The three brothers all led remarkable lives. The oldest, Robert, fought in the Revolutionary War with the 3rd Virginia Regiment and, as a captain in the Kentucky militia, served on many campaigns against the Indians. He patented 900 acres of land on Lower Howard’s Creek, which included most of today’s Stoney Brook and Hillcrest subdivisions and the new high school. His noted spring—later known as Calmes Spring, located on the high school property—was considered as a site for the county seat. Robert married Polly Strode, a daughter of John Strode.
Brother James was a surveyor and public servant. He was one of the first justices appointed to the Clark County Court. Then he and Richard Hickman served as the county’s first representatives to the Kentucky General Assembly. James served as one of the commissioners to locate the state capital, as well as a commissioner to lay out the town of Winchester. As a colonel in the Kentucky militia, he commanded a regiment during the Indian Wars. James later resided on Lulbegrud Creek just over the line in Montgomery County.
Brother William became the best known of the family. As a youth, he spent time with his mother’s brother in Virginia.

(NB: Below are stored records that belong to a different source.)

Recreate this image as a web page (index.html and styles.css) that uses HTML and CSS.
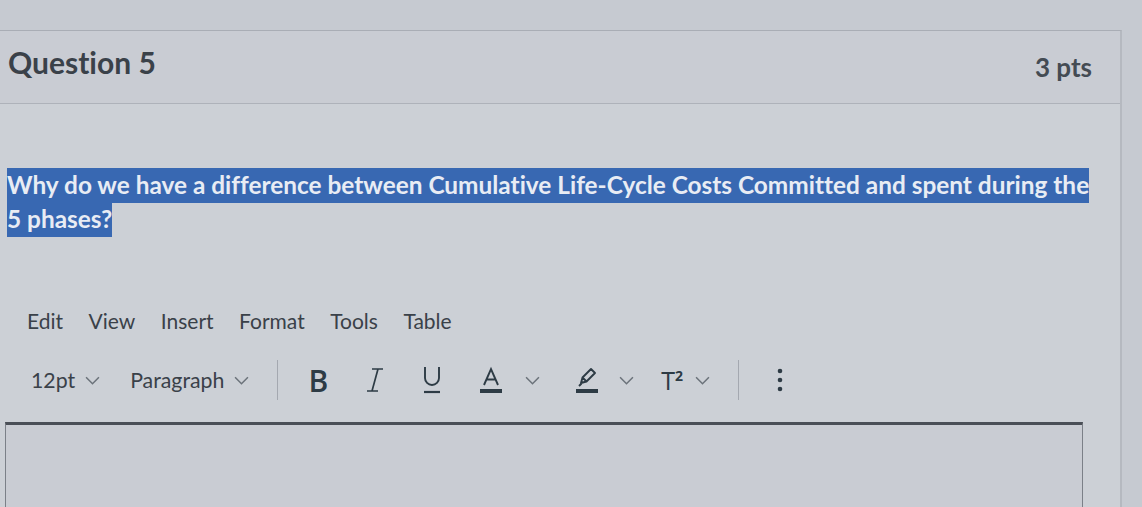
FILE: index.html
```
<!DOCTYPE html>
<html lang="en">
<head>
  <meta charset="UTF-8">
  <title>Question 5</title>
  <link rel="stylesheet" href="styles.css">
</head>
<body>
  <div class="question">
    <div class="question-header">
      <h2>Question 5</h2>
      <span class="points">3 pts</span>
    </div>

    <div class="question-body">
      <p class="question-text"><span class="selected">Why do we have a difference between Cumulative Life-Cycle Costs Committed and spent during the 5 phases?</span></p>

      <div class="menubar">
        <span>Edit</span>
        <span>View</span>
        <span>Insert</span>
        <span>Format</span>
        <span>Tools</span>
        <span>Table</span>
      </div>

      <div class="toolbar">
        <div class="tool-group sizes">
          <span class="dropdown">12pt <svg class="chev" viewBox="0 0 14 8"><path d="M1 1l6 6 6-6"/></svg></span>
          <span class="dropdown">Paragraph <svg class="chev" viewBox="0 0 14 8"><path d="M1 1l6 6 6-6"/></svg></span>
        </div>
        <div class="tool-group formats">
          <span class="btn bold">B</span>
          <span class="btn">
            <svg width="18" height="26" viewBox="0 0 18 26"><path d="M6 2h11M1 24h11M12 2L6 24" fill="none" stroke="#2d3b45" stroke-width="1.7"/></svg>
          </span>
          <span class="btn">
            <svg width="20" height="30" viewBox="0 0 20 30"><path d="M3 2v11a7 7 0 0 0 14 0V2" fill="none" stroke="#2d3b45" stroke-width="1.9"/><path d="M2 27h16" stroke="#2d3b45" stroke-width="2.2"/></svg>
          </span>
          <span class="btn split">
            <svg width="22" height="28" viewBox="0 0 22 28"><path d="M4 19L11 3l7 16M6.6 13.5h8.8" fill="none" stroke="#2d3b45" stroke-width="1.9"/><rect x="0" y="23" width="22" height="4" fill="#2d3b45"/></svg>
            <svg class="chev" viewBox="0 0 14 8"><path d="M1 1l6 6 6-6"/></svg>
          </span>
          <span class="btn split pen">
            <svg width="24" height="28" viewBox="0 0 24 28"><path d="M6 17l1.5-5.5L16 3l4 4-8.5 8.5zM7.5 11.5l4 4M4 20l2.5-2.5" fill="none" stroke="#2d3b45" stroke-width="1.9" stroke-linejoin="round"/><rect x="1" y="23" width="22" height="4" fill="#2d3b45"/></svg>
            <svg class="chev" viewBox="0 0 14 8"><path d="M1 1l6 6 6-6"/></svg>
          </span>
          <span class="btn split sup-btn">
            <span class="sup">T<sup>2</sup></span>
            <svg class="chev" viewBox="0 0 14 8"><path d="M1 1l6 6 6-6"/></svg>
          </span>
        </div>
        <div class="tool-group more">
          <svg width="6" height="26" viewBox="0 0 6 26"><circle cx="3" cy="4" r="2.3"/><circle cx="3" cy="13" r="2.3"/><circle cx="3" cy="22" r="2.3"/></svg>
        </div>
      </div>

      <div class="editor"></div>
    </div>
  </div>
</body>
</html>
```

FILE: styles.css
```
body {
  margin: 0;
  background: #c6cad1;
  font-family: Lato, "Open Sans", sans-serif;
  font-variant-ligatures: no-common-ligatures;
  color: #2d3b45;
  overflow: hidden;
}

.question {
  margin-top: 30px;
  width: 1120px;
  height: 477px;
  border-top: 1px solid #a9adb5;
  border-right: 2px solid #b5b9c0;
  background: #ccd0d6;
}

.question-header {
  display: flex;
  justify-content: space-between;
  align-items: center;
  height: 72px;
  padding: 0 28px 0 8px;
  background: #c9ccd3;
  border-bottom: 1px solid #aeb2ba;
}

.question-header h2 {
  margin: 0;
  font-size: 30px;
  font-weight: 700;
  color: #3a4149;
  position: relative;
  top: -5px;
}

.points {
  font-size: 26px;
  font-weight: 700;
  color: #444b53;
}

.question-body {
  padding-left: 7px;
}

.question-text {
  margin: 64px 0 0 0;
  width: 1090px;
  font-size: 24.4px;
  font-weight: 700;
  line-height: 34px;
}

.selected {
  background: #3868b2;
  color: #e8ecf4;
  padding: 2px 0 4px;
}

.menubar {
  display: flex;
  gap: 25.5px;
  margin: 72px 0 0 20px;
  font-size: 21px;
  color: #3a4149;
}

.toolbar {
  display: flex;
  align-items: center;
  margin: 27px 0 0 24px;
  height: 40px;
}

.tool-group {
  display: flex;
  align-items: center;
  height: 40px;
}

.tool-group + .tool-group {
  border-left: 1px solid #a4a8b0;
}

.sizes {
  gap: 30px;
  padding-right: 28px;
}

.dropdown {
  display: flex;
  align-items: center;
  gap: 10px;
  font-size: 21.3px;
  color: #3a4149;
}

.chev {
  width: 15px;
  height: 9px;
  fill: none;
  stroke: #6b727a;
  stroke-width: 1.4;
}

.formats {
  padding: 0 28px 0 30px;
  gap: 38px;
}

.btn {
  display: flex;
  align-items: center;
}

.btn.split {
  gap: 23px;
}

.btn.pen {
  gap: 20px;
}

.btn.sup-btn {
  gap: 12px;
}

.formats .pen {
  margin-left: -3px;
}

.formats .sup-btn {
  margin-left: -11px;
}

.bold {
  font-family: "Open Sans", sans-serif;
  font-size: 30px;
  font-weight: 600;
  color: #2d3b45;
}

.sup {
  font-size: 25px;
  color: #2d3b45;
  font-family: "Open Sans", sans-serif;
}

.sup sup {
  font-size: 14px;
  font-weight: 700;
}

.more {
  padding-left: 38px;
  fill: #2d3b45;
}

.editor {
  margin: 22px 0 0 -2px;
  width: 1076px;
  height: 120px;
  border: 1px solid #7b8088;
  border-top: 3px solid #4a4f57;
  background: #c9ccd3;
}
```
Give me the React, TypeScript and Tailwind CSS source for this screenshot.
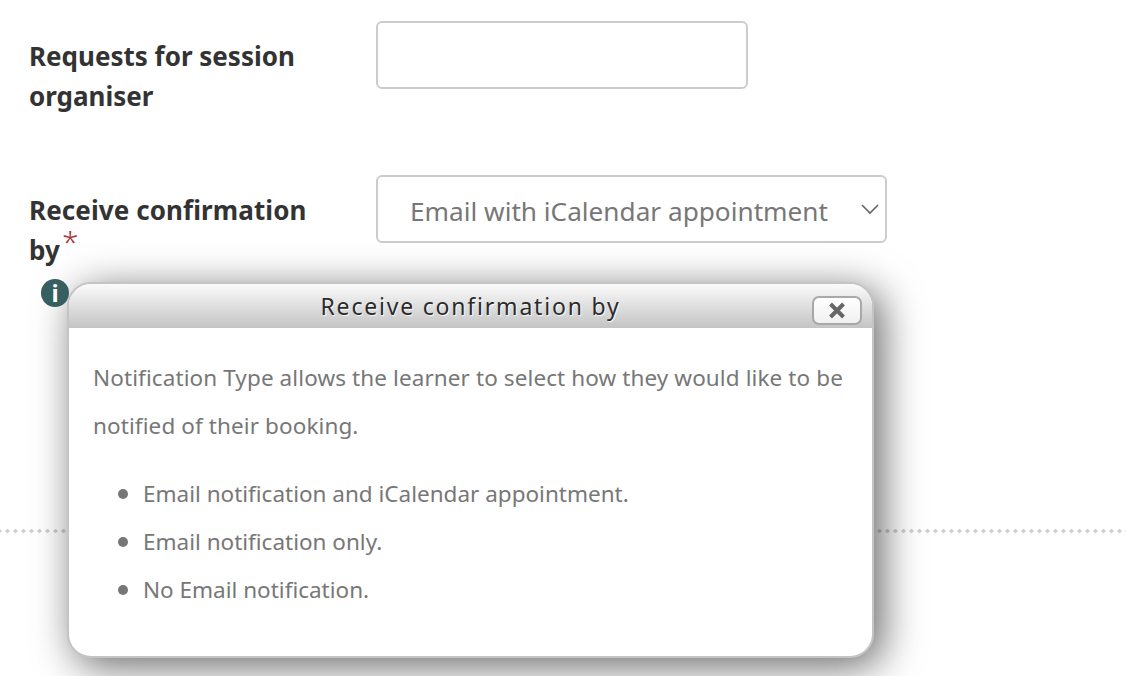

“Alexander White was wealthy, a lawyer in high standing, and without any children at all.” If William would come to Virginia to live, he offered to give him “a liberal education, instruct him in the knowledge of the law, and in every respect treat him as if he were his own child.” William was willing but the family prevailed upon him to live with and support his parents until their death, which he did.
William served in the militia, rising through the officer ranks. His last promotion was to the rank of lieutenant-colonel in the U.S. Infantry during the War of 1812, in which he headed the recruitment department for Kentucky and Tennessee. According to the family, he fought in the Battle of the Thames that ended the war in the West. A watercolor portrait shows William in his U.S. Infantry uniform.
William was elected to the Kentucky House of Representatives for 12 terms (1801-1820) and one term in the Senate (1827-1831). He was a founding member of Democratic Society of Clark County. These chapters in Kentucky were originally organized to press the federal government for right of navigation on the Mississippi River. William left a detailed diary of his trip to Detroit, where he drove a herd of cattle in 1799. Along the way he met the notorious Simon Girty and encountered a Wyandot who William was almost certain had killed his brother at Estill’s Defeat.
He died in 1836 and is buried in the family graveyard with his parents. The cemetery, enclosed with a handsome stone fence, is wildly overgrown with honeysuckle. It stands near the northwest corner of the Reservoir, where his home and his parents’ cabin stood.
Sister Mary who married William Trimble, a distiller on Lower Howard’s Creek, is notable in her own right. She was the mother of three judges: son Robert, a justice of the U.S Supreme Court, and sons John and James, judges in Kentucky and Mississippi, respectively.
Much of the information about the family comes from a lawsuit, McMillan v. McMillan, one of those internecine affairs all too common in early Kentucky. It was reported that James Sr. “for 10 or 12 years before his death” had been “verry much in his dotage and did not pretend to transact any business during that time.” At James Sr.’s death a will was produced that left only 300 acres of land to William of the 700 acres promised. Learning that part of the land was devised to Robert’s son, William cried foul and claimed the will a forgery. The case, found in Clark County records, runs to 103 pages and is filled with interesting details about the people and places of the times. Copies of my transcription may be found at the Bluegrass Heritage Museum and Clark County Public Library.
William won the court case. However, in 1828 he lost the land to his nephew upon appeal.